M. Lacroix a présenté un premier projet pour un complexe hospitalo-universitaire en juin. Deux scénarios étaient alors sur la table. Dans les deux cas, la construction du CHUM n'était pas prévue sur la cour de triage mais juste à côté, là où s'élève le centre commercial Beaumont; seules les facultés universitaires étaient prévues sur le terrain du CP avec entrée du côté de la rue Beaumont.

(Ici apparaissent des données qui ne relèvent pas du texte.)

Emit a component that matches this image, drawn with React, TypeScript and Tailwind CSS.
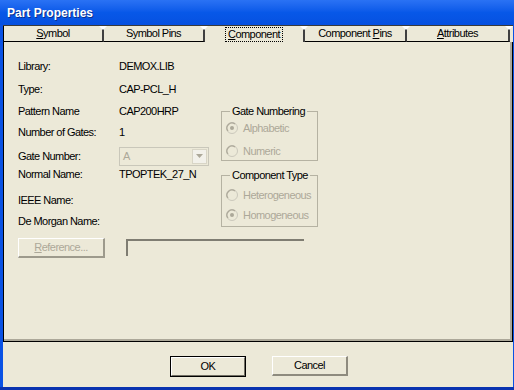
import React from "react";

const tabs = [
  { label: "Symbol", key: "S", w: "w-[101px]" },
  { label: "Symbol Pins", key: "", w: "w-[101px]" },
  { label: "Component", key: "C", w: "w-[100px]", active: true },
  { label: "Component Pins", key: "P", w: "w-[102px]" },
  { label: "Attributes", key: "A", w: "w-[103px]" },
];

function Mnemonic({ text, k }: { text: string; k: string }) {
  const i = k ? text.indexOf(k) : -1;
  if (i < 0) return <>{text}</>;
  return (
    <>
      {text.slice(0, i)}
      <span className="underline">{text[i]}</span>
      {text.slice(i + 1)}
    </>
  );
}

function Radio({ label, checked }: { label: string; checked?: boolean }) {
  return (
    <div className="flex items-center h-[18px] gap-[5px] text-[#ACA899] whitespace-nowrap">
      <svg width="12" height="12" viewBox="0 0 12 12" className="shrink-0">
        <circle cx="6" cy="6" r="5.5" fill="#ECE9D8" stroke="#CAC8BB" />
        <path d="M2 9 A5 5 0 0 1 9 2" fill="none" stroke="#ACA899" strokeWidth="1.2" />
        {checked && <circle cx="6" cy="6" r="2" fill="#ACA899" />}
      </svg>
      <span>{label}</span>
    </div>
  );
}

function Row({ label, value, mt }: { label: string; value?: React.ReactNode; mt: string }) {
  return (
    <div className={`flex items-center h-[20px] ${mt}`}>
      <div className="w-[101px] whitespace-nowrap">{label}</div>
      <div className="whitespace-nowrap">{value}</div>
    </div>
  );
}

export default function App() {
  return (
    <div className="w-[514px] h-[390px] flex flex-col bg-[#0A52E4] border-b-[3px] border-[#0A33B0] font-['Liberation_Sans',sans-serif] text-[11px] tracking-[-0.55px] text-black overflow-hidden">
      {/* Title bar */}
      <div className="h-[25px] shrink-0 flex items-center pl-[7px] bg-gradient-to-b from-[#2A72F4] via-[#0758E8] to-[#0650E0]">
        <span className="font-bold text-[12px] tracking-normal text-white [text-shadow:1px_1px_0_#0B2F8C]">
          Part Properties
        </span>
      </div>

      <div className="flex-1 flex flex-col ml-[3px] mr-[1px] bg-[#ECE9D8]">
        {/* Tabs */}
        <div className="h-[17px] shrink-0 flex border-t border-[#3A3A3A]">
          {tabs.map((t) => (
            <div
              key={t.label}
              className={`relative ${t.w} h-full flex items-center justify-center border-r-2 border-r-[#404040] first:border-l first:border-l-black ${
                t.active ? "" : "border-b border-b-black"
              }`}
            >
              <svg className="absolute right-[-5px] top-0" width="8" height="5" viewBox="0 0 8 5">
                <path d="M0 0 L4 4 L8 0 Z" fill="#FFFFFF" />
              </svg>
              <span
                className={`leading-[13px] px-[2px] ${
                  t.active ? "outline outline-1 outline-dotted outline-black" : ""
                }`}
              >
                <Mnemonic text={t.label} k={t.key} />
              </span>
            </div>
          ))}
        </div>

        {/* Panel */}
        <div className="h-[300px] shrink-0 border-l border-b border-r border-black">
          <div className="h-full border-r-2 border-b-2 border-[#ACA899] pt-[14px] pl-[14px]">
            <div className="flex gap-[12px]">
              <div className="w-[191px] flex flex-col">
                <Row label="Library:" value="DEMOX.LIB" mt="mt-0" />
                <Row label="Type:" value="CAP-PCL_H" mt="mt-[3px]" />
                <Row label="Pattern Name" value="CAP200HRP" mt="mt-[2px]" />
                <Row label="Number of Gates:" value="1" mt="mt-[1px]" />
                <div className="flex items-center h-[20px] mt-[4px]">
                  <div className="w-[101px] whitespace-nowrap">Gate Number:</div>
                  <div className="w-[90px] h-[19px] flex border border-[#C9C7BA] bg-[#ECE9D8]">
                    <div className="flex-1 pl-[3px] flex items-center text-[#ACA899]">A</div>
                    <div className="w-[15px] m-[1px] flex items-center justify-center border border-[#D8D5C6] bg-[#F2F1EA]">
                      <svg width="7" height="4" viewBox="0 0 7 4">
                        <path d="M0 0 L7 0 L3.5 4 Z" fill="#ACA899" />
                      </svg>
                    </div>
                  </div>
                </div>
                <div className="flex items-center h-[16px]">
                  <div className="w-[101px] whitespace-nowrap">Normal Name:</div>
                  <div>TPOPTEK_27_N</div>
                </div>
                <Row label="IEEE Name:" mt="mt-[8px]" />
                <Row label="De Morgan Name:" mt="mt-[1px]" />
              </div>

              <div className="w-[97px] flex flex-col mt-[49px]">
                <fieldset className="h-[56px] border border-[#B5B2A2] pl-[4px]">
                  <legend className="ml-[4px] px-[2px] leading-[13px]">Gate Numbering</legend>
                  <div className="mt-[1px]">
                    <Radio label="Alphabetic" checked />
                  </div>
                  <div className="mt-[5px]">
                    <Radio label="Numeric" />
                  </div>
                </fieldset>
                <fieldset className="h-[58px] mt-[8px] border border-[#B5B2A2] pl-[4px]">
                  <legend className="ml-[4px] px-[2px] leading-[13px]">Component Type</legend>
                  <div className="mt-[4px]">
                    <Radio label="Heterogeneous" />
                  </div>
                  <div className="mt-[2px]">
                    <Radio label="Homogeneous" checked />
                  </div>
                </fieldset>
              </div>
            </div>

            <div className="flex items-start mt-[7px]">
              <div className="w-[87px] h-[20px] flex items-center justify-center border-t border-l border-white border-r-2 border-b-2 border-r-[#9D9A8C] border-b-[#9D9A8C] text-[#ACA899]">
                <Mnemonic text="Reference..." k="R" />
              </div>
              <div className="ml-[21px] mt-[1px] w-[178px] h-[17px] border-t-2 border-l-2 border-[#7F7D72]" />
            </div>
          </div>
        </div>

        {/* Buttons */}
        <div className="flex-1 flex justify-center gap-[26px] pt-[14px] pl-[2px]">
          <div className="w-[76px] h-[21px] border border-black">
            <div className="h-full flex items-center justify-center border-t border-l border-white border-r border-b border-r-[#716F64] border-b-[#716F64]">
              OK
            </div>
          </div>
          <div className="w-[76px] h-[20px] flex items-center justify-center border-t border-l border-white border-r-2 border-b-2 border-r-[#8E8B7E] border-b-[#8E8B7E]">
            Cancel
          </div>
        </div>
      </div>
    </div>
  );
}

Dès lors, le CHUM a reçu le mandat d'étudier avec diligence la proposition. Or, à la fin de septembre, le projet Outremont avait évolué. La reconfiguration complète des plans a forcé à une révision des études et commandé de nouveaux frais.

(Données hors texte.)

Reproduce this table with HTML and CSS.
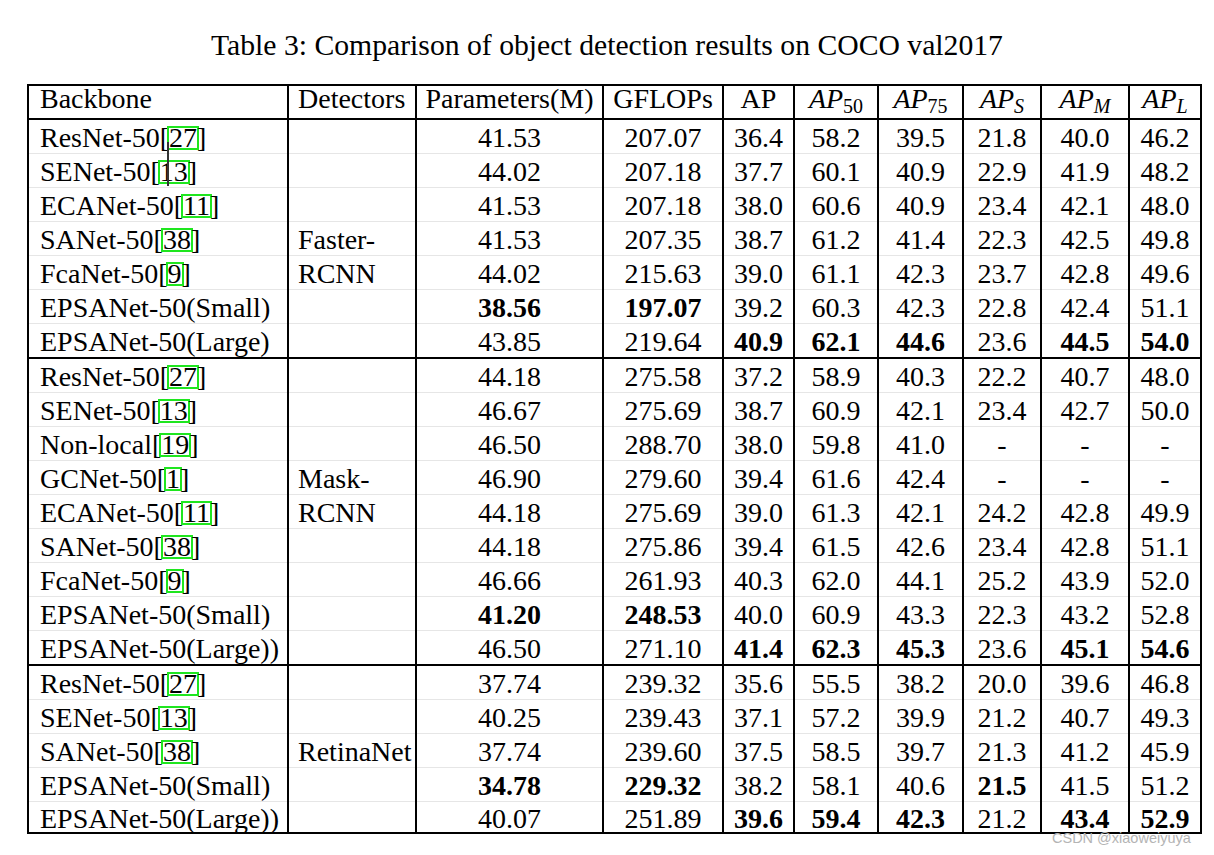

Devant une telle valse de chiffres, le sous-ministre de la Santé a alors convoqué les représentants de l'UdeM et du CHUM 2010 (la division du CHUM qui dirige les travaux). Dès lors, les parties ont dû travailler ensemble, avec obligation de fournir en fin de parcours les résultats conjoints des études. Un comité de synergie a été créé mais deux comptes rendus ont finalement été remis au ministre à la mi-décembre, les positions étant irréconciliables.

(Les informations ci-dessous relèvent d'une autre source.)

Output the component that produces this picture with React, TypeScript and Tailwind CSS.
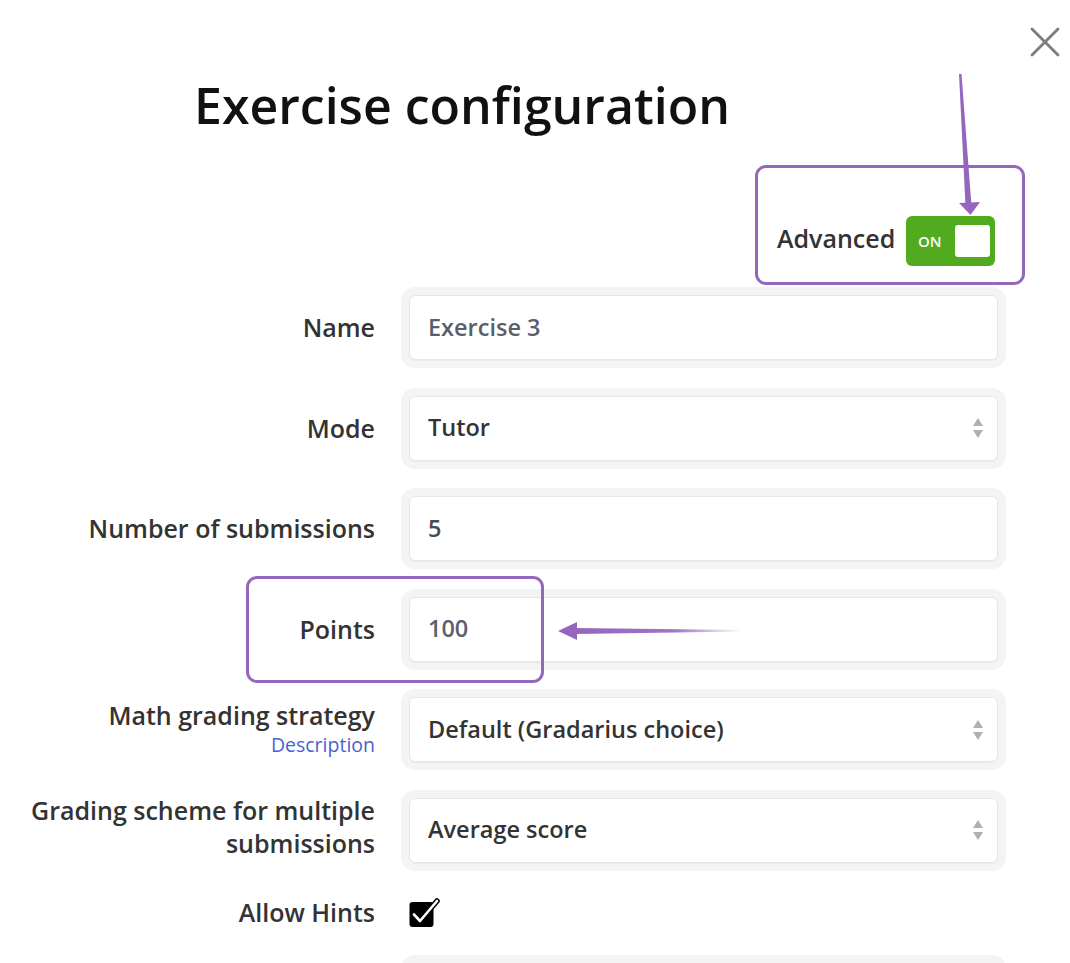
import React from "react";

const PURPLE = "#9466bd";

function SelectArrows() {
  return (
    <svg width="14" height="26" viewBox="0 0 14 26" className="shrink-0">
      <polygon points="7,3 12,11 2,11" fill="#b0b0b0" />
      <polygon points="2,15 12,15 7,23" fill="#b0b0b0" />
    </svg>
  );
}

function Field({
  value,
  color,
  select,
}: {
  value: string;
  color: string;
  select?: boolean;
}) {
  return (
    <div className="w-[605px] rounded-[14px] bg-[#f4f4f4] p-[8px]">
      <div className="flex h-[65px] items-center justify-between rounded-[6px] border border-[#e6e6e6] bg-white pl-[18px] pr-[12px] shadow-[0_1px_1px_rgba(0,0,0,0.04)]">
        <span className="text-[23.5px] font-semibold" style={{ color }}>
          {value}
        </span>
        {select ? <SelectArrows /> : null}
      </div>
    </div>
  );
}

function Row({
  label,
  children,
  sub,
  extra,
  labelClass,
}: {
  label: React.ReactNode;
  children: React.ReactNode;
  sub?: React.ReactNode;
  extra?: React.ReactNode;
  labelClass?: string;
}) {
  return (
    <div className="relative flex items-center">
      <div className={"flex w-[375px] shrink-0 flex-col items-end text-right " + (labelClass ?? "")}>
        <div className="text-[25px] font-semibold leading-[33px] text-[#333]">{label}</div>
        {sub}
      </div>
      <div className="ml-[26px]">{children}</div>
      {extra}
    </div>
  );
}

export default function App() {
  return (
    <div
      className="relative h-[963px] w-[1070px] overflow-hidden bg-white"
      style={{ fontFamily: '"Open Sans", "Noto Sans", sans-serif' }}
    >
      {/* Close button */}
      <button className="absolute left-[1028px] top-[25px] flex h-[34px] w-[34px] items-center justify-center">
        <svg width="32" height="32" viewBox="0 0 32 32">
          <line x1="3" y1="3" x2="29" y2="29" stroke="#7d7d7d" strokeWidth="2.8" strokeLinecap="round" />
          <line x1="29" y1="3" x2="3" y2="29" stroke="#7d7d7d" strokeWidth="2.8" strokeLinecap="round" />
        </svg>
      </button>

      <h1 className="pl-[194px] pt-[80px] text-[50px] font-semibold leading-none text-[#111]">
        Exercise configuration
      </h1>

      {/* Advanced */}
      <div className="mt-[35px] flex justify-end pr-[45px]">
        <div
          className="flex h-[120px] w-[270px] items-start justify-between rounded-[11px] border-[3px] pl-[19px] pr-[27px] pt-[48px]"
          style={{ borderColor: PURPLE }}
        >
          <span className="mt-[5px] text-[25px] font-semibold leading-[34px] text-[#333]">Advanced</span>
          <div className="flex h-[50px] w-[89px] items-center justify-between rounded-[6px] bg-[#52ab1f] pl-[12px] pr-[5px]">
            <span className="text-[15px] font-semibold text-white">ON</span>
            <div className="h-[32px] w-[35px] rounded-[3px] bg-white" />
          </div>
        </div>
      </div>

      <div className="mt-[2px] flex flex-col gap-[19.5px]">
        <Row label="Name">
          <Field value="Exercise 3" color="#5b5f6c" />
        </Row>
        <Row label="Mode">
          <Field value="Tutor" color="#333" select />
        </Row>
        <Row label="Number of submissions">
          <Field value="5" color="#4a4a52" />
        </Row>
        <Row
          label="Points"
          extra={
            <div
              className="pointer-events-none absolute left-[246px] top-[-13px] h-[107px] w-[298px] rounded-[11px] border-[3px]"
              style={{ borderColor: PURPLE }}
            />
          }
        >
          <Field value="100" color="#5b5f6c" />
        </Row>
        <Row
          label={<span className="block leading-[30px]">Math grading strategy</span>}
          labelClass="pb-[3px]"
          sub={<span className="mt-[3px] text-[19.5px] leading-[24px] text-[#4b5fd6]">Description</span>}
        >
          <Field value="Default (Gradarius choice)" color="#333" select />
        </Row>
        <Row
          labelClass="pb-[6px]"
          label={
            <>
              Grading scheme for multiple
              <br />
              submissions
            </>
          }
        >
          <Field value="Average score" color="#333" select />
        </Row>
        <Row label="Allow Hints">
          <div className="flex h-[45px] items-center pl-[8px]">
            <svg width="36" height="30" viewBox="0 0 36 30">
              <rect x="0.5" y="4" width="24" height="25" rx="3" fill="#000" />
              <path d="M5 16.5 L11 23 L28 3" fill="none" stroke="#000" strokeWidth="5.5" strokeLinecap="round" strokeLinejoin="round" />
              <path d="M5 16.5 L11 23 L28 3" fill="none" stroke="#fff" strokeWidth="2.6" strokeLinecap="round" strokeLinejoin="round" />
            </svg>
          </div>
        </Row>
        <div className="ml-[401px] w-[605px] rounded-[14px] bg-[#f4f4f4] p-[8px]">
          <div className="h-[65px] rounded-[6px] border border-[#e6e6e6] bg-white" />
        </div>
      </div>

      {/* Annotation arrows */}
      <svg className="pointer-events-none absolute left-0 top-0" width="1070" height="963">
        <defs>
          <linearGradient id="fadeR" x1="0" y1="0" x2="1" y2="0">
            <stop offset="0" stopColor={PURPLE} stopOpacity="1" />
            <stop offset="0.6" stopColor={PURPLE} stopOpacity="0.9" />
            <stop offset="1" stopColor={PURPLE} stopOpacity="0" />
          </linearGradient>
        </defs>
        <polygon points="959,74 961.5,74 971.5,206 965.5,206" fill={PURPLE} />
        <polygon points="959,203 980,202 970.5,215" fill={PURPLE} />
        <polygon points="575,628 742,630 742,631.5 575,634" fill="url(#fadeR)" />
        <polygon points="577,622 577,640 558,631" fill={PURPLE} />
      </svg>
    </div>
  );
}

Depuis deux semaines, le gouvernement a entre les mains tous les éléments pour prendre une décision. Le comité interministériel, l'Agence de développement de réseaux locaux de services de santé et de services sociaux de Montréal et Daniel Johnson ont tous déposé leurs recommandations, qui seraient défavorables à Outremont.
Ce jeu de souque à la corde politique a également des relents de bataille de personnalités. D'un côté, on retrouve le recteur de l'UdeM, Robert Lacroix, dont la propension à court-circuiter les échelons de la hiérarchie gouvernementale pour s'adresser directement au ministre ou même au premier ministre hérisse les hauts fonctionnaires.
De l'autre côté, le Dr Denis Roy, qui dirige le CHUM actuel, protège jalousement l'indépendance de son établissement face à l'UdeM. On dit qu'il craint une prise de contrôle de l'UdeM, qui rappelle d'ailleurs que le CHUM, c'est ni plus ni moins le Centre hospitalier de l'Université de Montréal. Mais la situation est fort différente dans la communauté anglophone, où c'est l'université McGill qui a donné naissance aux hôpitaux comme le Royal-Victoria.
Robert Lacroix s'est entouré de plusieurs hommes d'affaires pour mener à bien son projet. Il bénéficie notamment de l'appui de Paul Desmarais, de Power Corporation, qui a agi comme négociateur entre l'UdeM et le CP.
Selon ce qu'a appris Le Devoir, le montant de la vente s'élèverait à 25 millions, soit cinq millions de plus que ce qu'avait prévu l'UdeM. Et alors qu'une entente a été signée pour l'acquisition de ce vaste terrain de 2,4 millions de pieds carrés (3,2 millions de pieds carrés en tenant compte du pourtour, qui peut être développé), les obstacles s'accumulent devant le projet Outremont.
À l'Université de Montréal, on disait hier tout ignorer de ces développements dans le dossier.